Energy storage devices are attracting intense research due to the high rate of production of electronic systems, and increasing concerns of global warming and non-renewable fossil fuels. One of the best candidates for energy storage devices is the electrochemical capacitor, which has high specific capacitance, low maintenance cost and excellent cycling stability.

Based on the reaction mechanism, electrochemical capacitors are categorized into electrical double layer capacitors (EDLCs) and pseudocapacitors.^1–3 The materials which are used as EDLCs have acceptable electrical conductivity and good cycle life, but they often suffer from the low specific capacitance. Unlike the first category of electrochemical capacitors (EDLCs), pseudocapacitors have good specific capacitance due to the Faradaic reactions, although the lower electrical conductivity and cycling stability would limit their applications.⁴ With regards to the advantages and disadvantages of both categories of electrochemical capacitors, it can be concluded that the introduction of materials with higher specific capacitance, cycle life and electrical conductivity could lead to wider applications of such materials.

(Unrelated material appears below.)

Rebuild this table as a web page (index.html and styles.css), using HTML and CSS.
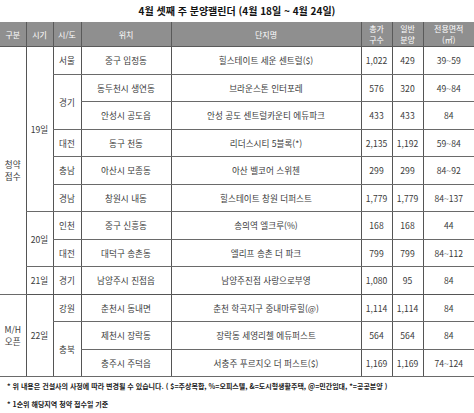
FILE: index.html
```html
<!DOCTYPE html>
<html lang="ko">
<head>
<meta charset="utf-8">
<title>4월 셋째 주 분양캘린더</title>
<link rel="stylesheet" href="styles.css">
</head>
<body>
<div class="page">
  <h1 class="title">4월 셋째 주 분양캘린더 (4월 18일 ~ 4월 24일)</h1>
  <table class="cal">
    <colgroup>
      <col class="c-gubun"><col class="c-date"><col class="c-sido"><col class="c-loc"><col class="c-name"><col class="c-total"><col class="c-sale"><col class="c-area">
    </colgroup>
    <thead>
      <tr>
        <th>구분</th><th>시기</th><th>시/도</th><th>위치</th><th>단지명</th><th>총가<br>구수</th><th>일반<br>분양</th><th>전용면적<br>(㎡)</th>
      </tr>
    </thead>
    <tbody>
      <tr>
        <td rowspan="9" class="group">청약<br>접수</td>
        <td rowspan="6">19일</td>
        <td>서울</td><td>중구 입정동</td><td>힐스테이트 세운 센트럴($)</td><td>1,022</td><td>429</td><td>39~59</td>
      </tr>
      <tr>
        <td rowspan="2">경기</td><td>동두천시 생연동</td><td>브라운스톤 인터포레</td><td>576</td><td>320</td><td>49~84</td>
      </tr>
      <tr>
        <td>안성시 공도읍</td><td>안성 공도 센트럴카운티 에듀파크</td><td>433</td><td>433</td><td>84</td>
      </tr>
      <tr>
        <td>대전</td><td>동구 천동</td><td>리더스시티 5블록(*)</td><td>2,135</td><td>1,192</td><td>59~84</td>
      </tr>
      <tr>
        <td>충남</td><td>아산시 모종동</td><td>아산 벨코어 스위첸</td><td>299</td><td>299</td><td>84~92</td>
      </tr>
      <tr>
        <td>경남</td><td>창원시 내동</td><td>힐스테이트 창원 더퍼스트</td><td>1,779</td><td>1,779</td><td>84~137</td>
      </tr>
      <tr>
        <td rowspan="2">20일</td>
        <td>인천</td><td>중구 신흥동</td><td>송의역 엘크루(%)</td><td>168</td><td>168</td><td>44</td>
      </tr>
      <tr>
        <td>대전</td><td>대덕구 송촌동</td><td>엘리프 송촌 더 파크</td><td>799</td><td>799</td><td>84~112</td>
      </tr>
      <tr class="group-end">
        <td>21일</td>
        <td>경기</td><td>남양주시 진접읍</td><td>남양주진접 사랑으로부영</td><td>1,080</td><td>95</td><td>84</td>
      </tr>
      <tr>
        <td rowspan="3" class="group">M/H<br>오픈</td>
        <td rowspan="3">22일</td>
        <td>강원</td><td>춘천시 동내면</td><td>춘천 학곡지구 중내마루힐(@)</td><td>1,114</td><td>1,114</td><td>84</td>
      </tr>
      <tr>
        <td rowspan="2">충북</td><td>제천시 장락동</td><td>장락동 세영리첼 에듀퍼스트</td><td>564</td><td>564</td><td>84</td>
      </tr>
      <tr>
        <td>충주시 주덕읍</td><td>서충주 푸르지오 더 퍼스트($)</td><td>1,169</td><td>1,169</td><td>74~124</td>
      </tr>
    </tbody>
  </table>
  <div class="notes">
    <p>* 위 내용은 건설사의 사정에 따라 변경될 수 있습니다. ( $=주상복합, %=오피스텔, &amp;=도시형생활주택, @=민간임대, *=공공분양 )</p>
    <p>* 1순위 해당지역 청약 접수일 기준</p>
  </div>
</div>
</body>
</html>
```

FILE: styles.css
```css
html, body {
  margin: 0;
  padding: 0;
  background: #ffffff;
}

.page {
  width: 474px;
  font-family: "Noto Sans CJK KR", "Noto Sans", sans-serif;
  color: #3b3b3b;
}

.title {
  margin: 0;
  height: 22px;
  line-height: 22px;
  font-size: 10px;
  font-weight: 700;
  text-align: center;
  color: #111111;
}

.cal {
  width: 474px;
  table-layout: fixed;
  border-collapse: collapse;
  font-size: 8.6px;
}

.c-gubun { width: 26px; }
.c-date { width: 27px; }
.c-sido { width: 28px; }
.c-loc { width: 90px; }
.c-name { width: 190px; }
.c-total { width: 31px; }
.c-sale { width: 31px; }
.c-area { width: 51px; }

.cal th {
  background: #8f8f8f;
  color: #ffffff;
  font-weight: 400;
  font-size: 8px;
  line-height: 11px;
  height: 24px;
  padding: 0;
  text-align: center;
  vertical-align: middle;
  border-left: 1px solid #5a5a5a;
  border-bottom: 1px solid #5a5a5a;
}

.cal th:first-child {
  border-left: none;
}

.cal td {
  height: 26.5px;
  padding: 0;
  text-align: center;
  vertical-align: middle;
  line-height: 12px;
  white-space: nowrap;
  border-left: 1px solid #555555;
  border-bottom: 1px solid #6a6a6a;
}

.cal td.group {
  border-left: none;
}

.cal .group-end td {
  border-bottom: 1px solid #555555;
}

.notes {
  margin-top: 3px;
  font-size: 7px;
  font-weight: 700;
  color: #222222;
}

.notes p {
  margin: 0 0 0 7px;
  height: 18px;
  line-height: 12px;
  white-space: nowrap;
}
```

Among the different types of electrode materials, such as conductive polymers,⁵ graphene⁶ and carbon nanotubes,^7–9 the carbons with high surface area (activated carbon (AC)) have been used commercially for EDLC applications.^10,11 Fossil-fuel based precursors, and biomass materials can be used to prepare the AC.^12–16 Compared to the fossil-fuel materials, these biomass precursors are cheaper and environmental friendly. Oil palm empty fruit bunch (EFB), a non-wood fiber¹⁷ is a suitable biomass precursor for the preparation of AC. EFB is the primary solid waste of palm oil mill processing and is abundant in south east Asia. The annual production of crop residue in the oil palm mills is estimated around 33 million tons in the form of EFB, fiber and shell. Hence, the lignocellulosic EFB is a low-cost and commercially available material for the production of carbonaceous substances.¹⁸

AC can be produced by either physical or chemical activation process. In the physical activation process, an activation gas e.g., CO₂, steam or mixture of gases is used to prepare the activated carbon. In the chemical activation process, the carbon precursor are mixed with chemical reagents such as ZnCl₂, H₃PO₄, NaOH and KOH.¹⁹ The use of KOH in the activation process was reported previously.^14,15,20 Compared to other reagents such as ZnCl₂, KOH is more eco-friendly, therefore is more preferred in the chemical activation process.²¹

Capacity improvement of porous carbons is one of the main focus areas in electrochemical studies.²² Recently, different approaches such as the synthesis of a high surface area carbon using a composite containing carbon and graphene, has been reported.^23,24 Graphene, a 2D single layer of sp² carbon atoms, exhibits very high electrical conductivity.²⁵ Many studies have been reported on the electrochemical properties and capacitor performances of different types of graphene with a variety of chemical and morphological structures such as graphene oxide (GO), graphene nanoplatelet and reduced graphene oxide (RGO).^26–30 The different methods for the reduction of GO includes the use of chemicals such as hydrazine hydrate, or reduction via high temperature thermal treatment have been reported.^6,31,32 Although graphene based compounds are excellent materials for capacitor applications, the synthesis of graphene in large batch is difficult and expensive. Moreover, the limited surface area of graphene despite its high theoretical surface area (2630 m² g⁻¹) is another disadvantage. By considering these facts, it could be conceived that the use of graphene as a guest material in an amorphous carbon could be more efficient and augments the electrical conductivity and charge-carrier mobility of the composite.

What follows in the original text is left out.